If she gives a talk at a church the collection is not taken up by the ushers, it is Sister Veronica standing at the door with a basket.
True to their charism, the Little Sisters of the Poor, who still wear a traditional habit, do not have endowments for their facilities. It is touch and go, relying on the Providence of God, and what comes in goes out.
In an era of steep declines in religious vocations, especially for women religious, the Little Sisters of the Poor are relatively stable as an international congregation. Sister Veronica believes this may well be attributed to the fact that they have changed with the times. If she were alive today, St. Jeanne Jugan would feel perfectly at home at aptly named Holy Family Home.

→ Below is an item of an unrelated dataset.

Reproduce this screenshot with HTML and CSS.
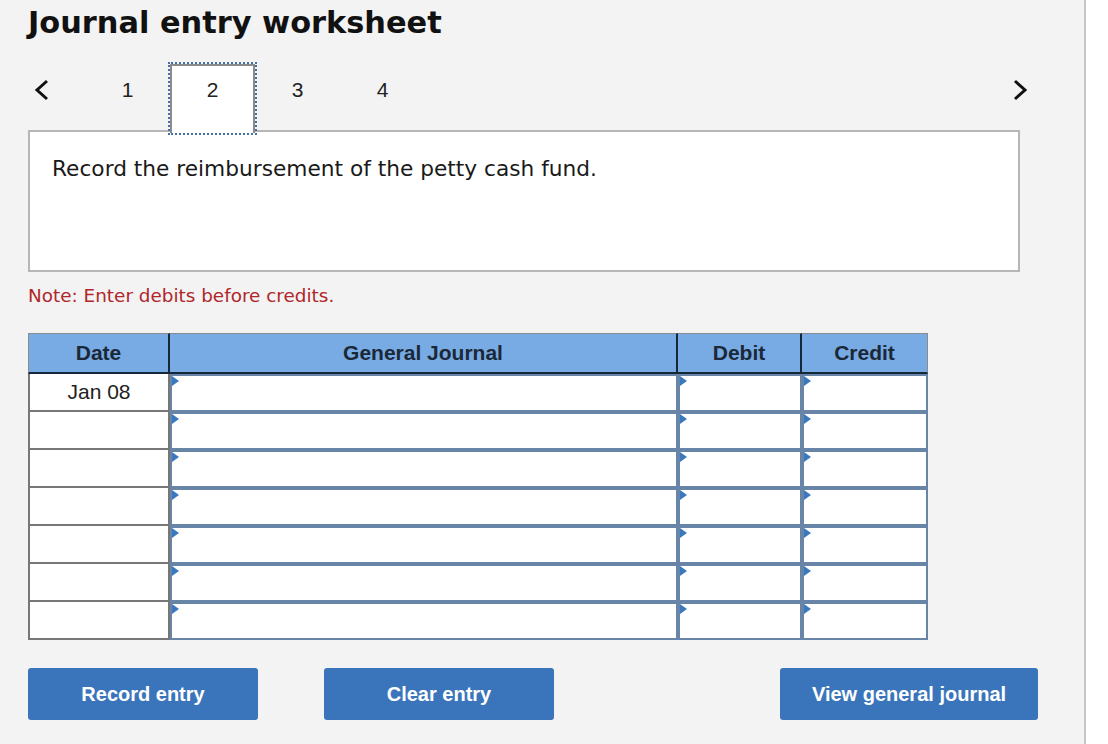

And Holy Family isn’t just a name — the residents really do bond and care for one another. For example Mary Lou, who feels very content and secure, worries that “some residents in the second floor apartments are not sure what to do in a fire drill.”
Sister Mary, one of St. Jeanne’s youngest spiritual daughters at Holy Family Home, believes “the charism of St. Jeanne Jugan is very alive and continues to grow.” For herself, once she entered the congregation, she never doubted her vocation. “I am sure this is what God wants,” she said.
That’s pretty much the same sentiment of Sister Marie, who is as old as any of the residents, and she finds reward in “the graces God has given me as a Little Sister of the Poor.”
No matter if the residents have a different faith or no faith, the sisters see them all as children of God.